**Aim of the exercise:**
Every line below should be copied exactly; drop the pictures.

------ Task material

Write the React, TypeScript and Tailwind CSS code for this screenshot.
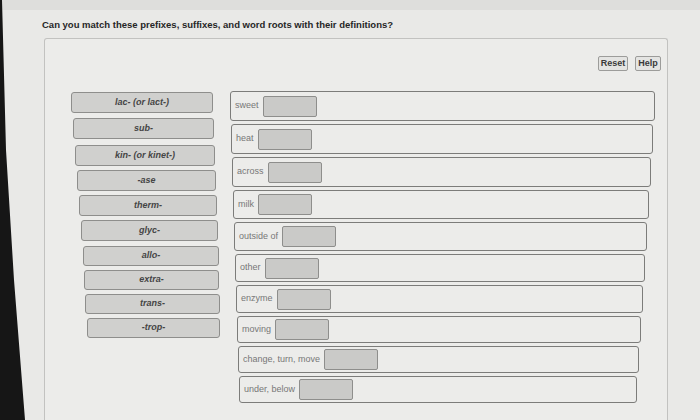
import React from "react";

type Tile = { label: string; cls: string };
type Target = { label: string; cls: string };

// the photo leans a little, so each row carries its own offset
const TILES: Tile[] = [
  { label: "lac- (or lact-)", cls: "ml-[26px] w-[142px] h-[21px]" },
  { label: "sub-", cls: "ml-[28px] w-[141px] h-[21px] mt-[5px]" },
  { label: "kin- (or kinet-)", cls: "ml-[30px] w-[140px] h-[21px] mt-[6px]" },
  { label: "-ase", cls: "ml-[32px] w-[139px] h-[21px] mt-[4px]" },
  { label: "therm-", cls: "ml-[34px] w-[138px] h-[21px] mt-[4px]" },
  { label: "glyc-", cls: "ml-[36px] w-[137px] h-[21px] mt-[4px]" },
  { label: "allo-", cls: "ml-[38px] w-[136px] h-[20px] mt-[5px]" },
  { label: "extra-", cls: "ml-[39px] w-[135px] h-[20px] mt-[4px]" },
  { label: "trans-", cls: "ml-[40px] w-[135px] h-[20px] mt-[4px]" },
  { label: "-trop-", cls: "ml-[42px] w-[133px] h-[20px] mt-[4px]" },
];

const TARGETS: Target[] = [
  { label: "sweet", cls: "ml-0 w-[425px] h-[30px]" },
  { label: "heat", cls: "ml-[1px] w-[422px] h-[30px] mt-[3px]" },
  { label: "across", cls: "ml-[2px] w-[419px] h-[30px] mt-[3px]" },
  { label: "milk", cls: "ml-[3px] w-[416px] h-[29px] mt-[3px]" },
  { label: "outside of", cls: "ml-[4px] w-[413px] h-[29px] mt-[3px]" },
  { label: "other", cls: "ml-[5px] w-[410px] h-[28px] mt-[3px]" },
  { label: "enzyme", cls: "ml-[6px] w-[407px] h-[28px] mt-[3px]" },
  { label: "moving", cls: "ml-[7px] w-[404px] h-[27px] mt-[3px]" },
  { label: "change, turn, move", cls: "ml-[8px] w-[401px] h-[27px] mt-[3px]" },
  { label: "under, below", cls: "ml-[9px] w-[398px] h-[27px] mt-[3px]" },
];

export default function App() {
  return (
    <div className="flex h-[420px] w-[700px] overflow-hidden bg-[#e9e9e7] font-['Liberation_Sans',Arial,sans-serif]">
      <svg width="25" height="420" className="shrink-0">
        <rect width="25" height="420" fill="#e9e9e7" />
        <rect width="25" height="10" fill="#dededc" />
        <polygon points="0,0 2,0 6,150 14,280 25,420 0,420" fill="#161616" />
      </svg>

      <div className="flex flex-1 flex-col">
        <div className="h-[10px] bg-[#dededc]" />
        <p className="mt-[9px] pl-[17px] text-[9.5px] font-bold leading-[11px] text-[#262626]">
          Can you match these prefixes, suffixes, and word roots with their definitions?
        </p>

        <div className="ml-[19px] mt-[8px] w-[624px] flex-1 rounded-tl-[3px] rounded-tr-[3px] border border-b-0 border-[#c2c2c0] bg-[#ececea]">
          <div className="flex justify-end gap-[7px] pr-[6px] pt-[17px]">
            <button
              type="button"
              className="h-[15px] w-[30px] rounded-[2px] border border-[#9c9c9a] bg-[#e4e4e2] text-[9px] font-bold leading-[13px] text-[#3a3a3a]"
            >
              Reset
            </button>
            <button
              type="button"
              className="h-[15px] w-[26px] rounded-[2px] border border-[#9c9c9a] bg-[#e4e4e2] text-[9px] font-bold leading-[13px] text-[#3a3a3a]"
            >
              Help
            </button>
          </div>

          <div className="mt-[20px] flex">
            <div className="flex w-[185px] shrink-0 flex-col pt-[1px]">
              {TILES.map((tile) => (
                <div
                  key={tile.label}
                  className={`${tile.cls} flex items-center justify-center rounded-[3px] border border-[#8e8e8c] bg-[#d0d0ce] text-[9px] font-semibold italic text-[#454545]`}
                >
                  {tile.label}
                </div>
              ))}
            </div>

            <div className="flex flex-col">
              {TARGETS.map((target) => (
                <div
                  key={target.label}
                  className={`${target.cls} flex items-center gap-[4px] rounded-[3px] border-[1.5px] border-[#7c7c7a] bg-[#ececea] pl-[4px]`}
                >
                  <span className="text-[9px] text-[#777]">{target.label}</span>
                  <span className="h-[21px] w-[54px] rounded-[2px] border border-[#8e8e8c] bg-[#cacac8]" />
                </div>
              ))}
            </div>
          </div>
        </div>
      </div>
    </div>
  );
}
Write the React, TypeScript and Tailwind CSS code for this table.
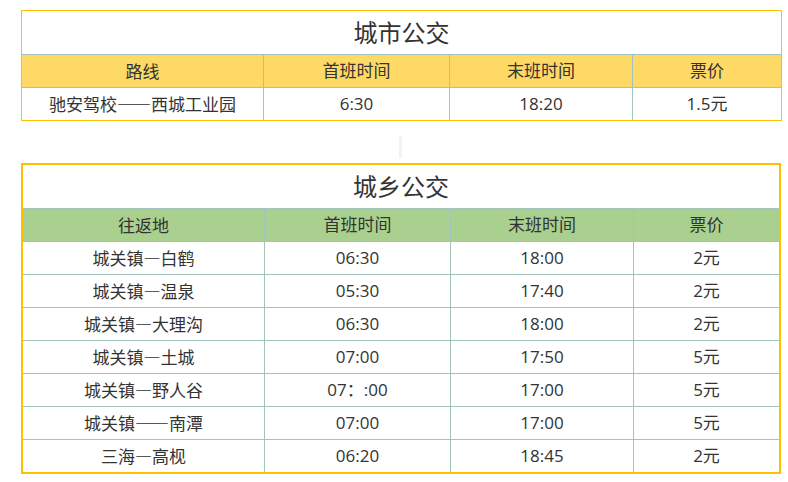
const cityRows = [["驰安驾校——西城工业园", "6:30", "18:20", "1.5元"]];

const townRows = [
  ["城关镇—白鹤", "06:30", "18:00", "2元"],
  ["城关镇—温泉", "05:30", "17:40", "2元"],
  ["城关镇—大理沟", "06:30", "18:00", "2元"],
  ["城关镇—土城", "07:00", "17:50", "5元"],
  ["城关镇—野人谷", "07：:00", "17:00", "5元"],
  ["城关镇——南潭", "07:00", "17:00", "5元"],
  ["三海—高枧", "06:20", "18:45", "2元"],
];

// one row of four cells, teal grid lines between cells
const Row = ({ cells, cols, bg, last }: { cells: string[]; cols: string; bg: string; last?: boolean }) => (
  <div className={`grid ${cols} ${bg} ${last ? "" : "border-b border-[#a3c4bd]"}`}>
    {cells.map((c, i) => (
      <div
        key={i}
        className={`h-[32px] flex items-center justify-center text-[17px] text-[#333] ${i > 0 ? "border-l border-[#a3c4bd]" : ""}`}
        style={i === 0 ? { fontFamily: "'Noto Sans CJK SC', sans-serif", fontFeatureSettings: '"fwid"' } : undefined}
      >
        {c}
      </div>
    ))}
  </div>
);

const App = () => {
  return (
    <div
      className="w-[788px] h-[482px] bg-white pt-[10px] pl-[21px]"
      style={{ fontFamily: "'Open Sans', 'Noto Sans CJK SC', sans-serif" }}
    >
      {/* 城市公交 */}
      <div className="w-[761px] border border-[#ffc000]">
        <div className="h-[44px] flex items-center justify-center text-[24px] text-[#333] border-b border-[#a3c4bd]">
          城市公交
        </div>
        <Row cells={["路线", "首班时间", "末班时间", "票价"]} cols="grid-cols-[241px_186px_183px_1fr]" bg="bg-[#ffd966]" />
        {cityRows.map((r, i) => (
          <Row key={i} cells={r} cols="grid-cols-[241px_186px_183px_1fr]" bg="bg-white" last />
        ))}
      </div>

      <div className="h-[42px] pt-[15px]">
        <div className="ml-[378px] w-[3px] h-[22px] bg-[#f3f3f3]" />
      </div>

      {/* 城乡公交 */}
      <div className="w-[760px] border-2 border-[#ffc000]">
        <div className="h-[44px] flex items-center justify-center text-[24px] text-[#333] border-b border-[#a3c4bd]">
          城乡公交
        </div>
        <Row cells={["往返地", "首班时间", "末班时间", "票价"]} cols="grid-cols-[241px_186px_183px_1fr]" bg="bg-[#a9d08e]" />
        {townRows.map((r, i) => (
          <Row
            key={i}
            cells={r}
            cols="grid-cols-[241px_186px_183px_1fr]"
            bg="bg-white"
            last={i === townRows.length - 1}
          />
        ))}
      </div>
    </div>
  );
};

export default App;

------------

**Solution for this exercise:**
Write the React, TypeScript and Tailwind CSS code for this screenshot.
import React from "react";

type Tile = { label: string; cls: string };
type Target = { label: string; cls: string };

// the photo leans a little, so each row carries its own offset
const TILES: Tile[] = [
  { label: "lac- (or lact-)", cls: "ml-[26px] w-[142px] h-[21px]" },
  { label: "sub-", cls: "ml-[28px] w-[141px] h-[21px] mt-[5px]" },
  { label: "kin- (or kinet-)", cls: "ml-[30px] w-[140px] h-[21px] mt-[6px]" },
  { label: "-ase", cls: "ml-[32px] w-[139px] h-[21px] mt-[4px]" },
  { label: "therm-", cls: "ml-[34px] w-[138px] h-[21px] mt-[4px]" },
  { label: "glyc-", cls: "ml-[36px] w-[137px] h-[21px] mt-[4px]" },
  { label: "allo-", cls: "ml-[38px] w-[136px] h-[20px] mt-[5px]" },
  { label: "extra-", cls: "ml-[39px] w-[135px] h-[20px] mt-[4px]" },
  { label: "trans-", cls: "ml-[40px] w-[135px] h-[20px] mt-[4px]" },
  { label: "-trop-", cls: "ml-[42px] w-[133px] h-[20px] mt-[4px]" },
];

const TARGETS: Target[] = [
  { label: "sweet", cls: "ml-0 w-[425px] h-[30px]" },
  { label: "heat", cls: "ml-[1px] w-[422px] h-[30px] mt-[3px]" },
  { label: "across", cls: "ml-[2px] w-[419px] h-[30px] mt-[3px]" },
  { label: "milk", cls: "ml-[3px] w-[416px] h-[29px] mt-[3px]" },
  { label: "outside of", cls: "ml-[4px] w-[413px] h-[29px] mt-[3px]" },
  { label: "other", cls: "ml-[5px] w-[410px] h-[28px] mt-[3px]" },
  { label: "enzyme", cls: "ml-[6px] w-[407px] h-[28px] mt-[3px]" },
  { label: "moving", cls: "ml-[7px] w-[404px] h-[27px] mt-[3px]" },
  { label: "change, turn, move", cls: "ml-[8px] w-[401px] h-[27px] mt-[3px]" },
  { label: "under, below", cls: "ml-[9px] w-[398px] h-[27px] mt-[3px]" },
];

export default function App() {
  return (
    <div className="flex h-[420px] w-[700px] overflow-hidden bg-[#e9e9e7] font-['Liberation_Sans',Arial,sans-serif]">
      <svg width="25" height="420" className="shrink-0">
        <rect width="25" height="420" fill="#e9e9e7" />
        <rect width="25" height="10" fill="#dededc" />
        <polygon points="0,0 2,0 6,150 14,280 25,420 0,420" fill="#161616" />
      </svg>

      <div className="flex flex-1 flex-col">
        <div className="h-[10px] bg-[#dededc]" />
        <p className="mt-[9px] pl-[17px] text-[9.5px] font-bold leading-[11px] text-[#262626]">
          Can you match these prefixes, suffixes, and word roots with their definitions?
        </p>

        <div className="ml-[19px] mt-[8px] w-[624px] flex-1 rounded-tl-[3px] rounded-tr-[3px] border border-b-0 border-[#c2c2c0] bg-[#ececea]">
          <div className="flex justify-end gap-[7px] pr-[6px] pt-[17px]">
            <button
              type="button"
              className="h-[15px] w-[30px] rounded-[2px] border border-[#9c9c9a] bg-[#e4e4e2] text-[9px] font-bold leading-[13px] text-[#3a3a3a]"
            >
              Reset
            </button>
            <button
              type="button"
              className="h-[15px] w-[26px] rounded-[2px] border border-[#9c9c9a] bg-[#e4e4e2] text-[9px] font-bold leading-[13px] text-[#3a3a3a]"
            >
              Help
            </button>
          </div>

          <div className="mt-[20px] flex">
            <div className="flex w-[185px] shrink-0 flex-col pt-[1px]">
              {TILES.map((tile) => (
                <div
                  key={tile.label}
                  className={`${tile.cls} flex items-center justify-center rounded-[3px] border border-[#8e8e8c] bg-[#d0d0ce] text-[9px] font-semibold italic text-[#454545]`}
                >
                  {tile.label}
                </div>
              ))}
            </div>

            <div className="flex flex-col">
              {TARGETS.map((target) => (
                <div
                  key={target.label}
                  className={`${target.cls} flex items-center gap-[4px] rounded-[3px] border-[1.5px] border-[#7c7c7a] bg-[#ececea] pl-[4px]`}
                >
                  <span className="text-[9px] text-[#777]">{target.label}</span>
                  <span className="h-[21px] w-[54px] rounded-[2px] border border-[#8e8e8c] bg-[#cacac8]" />
                </div>
              ))}
            </div>
          </div>
        </div>
      </div>
    </div>
  );
}
Write the React, TypeScript and Tailwind CSS code for this table.
const cityRows = [["驰安驾校——西城工业园", "6:30", "18:20", "1.5元"]];

const townRows = [
  ["城关镇—白鹤", "06:30", "18:00", "2元"],
  ["城关镇—温泉", "05:30", "17:40", "2元"],
  ["城关镇—大理沟", "06:30", "18:00", "2元"],
  ["城关镇—土城", "07:00", "17:50", "5元"],
  ["城关镇—野人谷", "07：:00", "17:00", "5元"],
  ["城关镇——南潭", "07:00", "17:00", "5元"],
  ["三海—高枧", "06:20", "18:45", "2元"],
];

// one row of four cells, teal grid lines between cells
const Row = ({ cells, cols, bg, last }: { cells: string[]; cols: string; bg: string; last?: boolean }) => (
  <div className={`grid ${cols} ${bg} ${last ? "" : "border-b border-[#a3c4bd]"}`}>
    {cells.map((c, i) => (
      <div
        key={i}
        className={`h-[32px] flex items-center justify-center text-[17px] text-[#333] ${i > 0 ? "border-l border-[#a3c4bd]" : ""}`}
        style={i === 0 ? { fontFamily: "'Noto Sans CJK SC', sans-serif", fontFeatureSettings: '"fwid"' } : undefined}
      >
        {c}
      </div>
    ))}
  </div>
);

const App = () => {
  return (
    <div
      className="w-[788px] h-[482px] bg-white pt-[10px] pl-[21px]"
      style={{ fontFamily: "'Open Sans', 'Noto Sans CJK SC', sans-serif" }}
    >
      {/* 城市公交 */}
      <div className="w-[761px] border border-[#ffc000]">
        <div className="h-[44px] flex items-center justify-center text-[24px] text-[#333] border-b border-[#a3c4bd]">
          城市公交
        </div>
        <Row cells={["路线", "首班时间", "末班时间", "票价"]} cols="grid-cols-[241px_186px_183px_1fr]" bg="bg-[#ffd966]" />
        {cityRows.map((r, i) => (
          <Row key={i} cells={r} cols="grid-cols-[241px_186px_183px_1fr]" bg="bg-white" last />
        ))}
      </div>

      <div className="h-[42px] pt-[15px]">
        <div className="ml-[378px] w-[3px] h-[22px] bg-[#f3f3f3]" />
      </div>

      {/* 城乡公交 */}
      <div className="w-[760px] border-2 border-[#ffc000]">
        <div className="h-[44px] flex items-center justify-center text-[24px] text-[#333] border-b border-[#a3c4bd]">
          城乡公交
        </div>
        <Row cells={["往返地", "首班时间", "末班时间", "票价"]} cols="grid-cols-[241px_186px_183px_1fr]" bg="bg-[#a9d08e]" />
        {townRows.map((r, i) => (
          <Row
            key={i}
            cells={r}
            cols="grid-cols-[241px_186px_183px_1fr]"
            bg="bg-white"
            last={i === townRows.length - 1}
          />
        ))}
      </div>
    </div>
  );
};

export default App;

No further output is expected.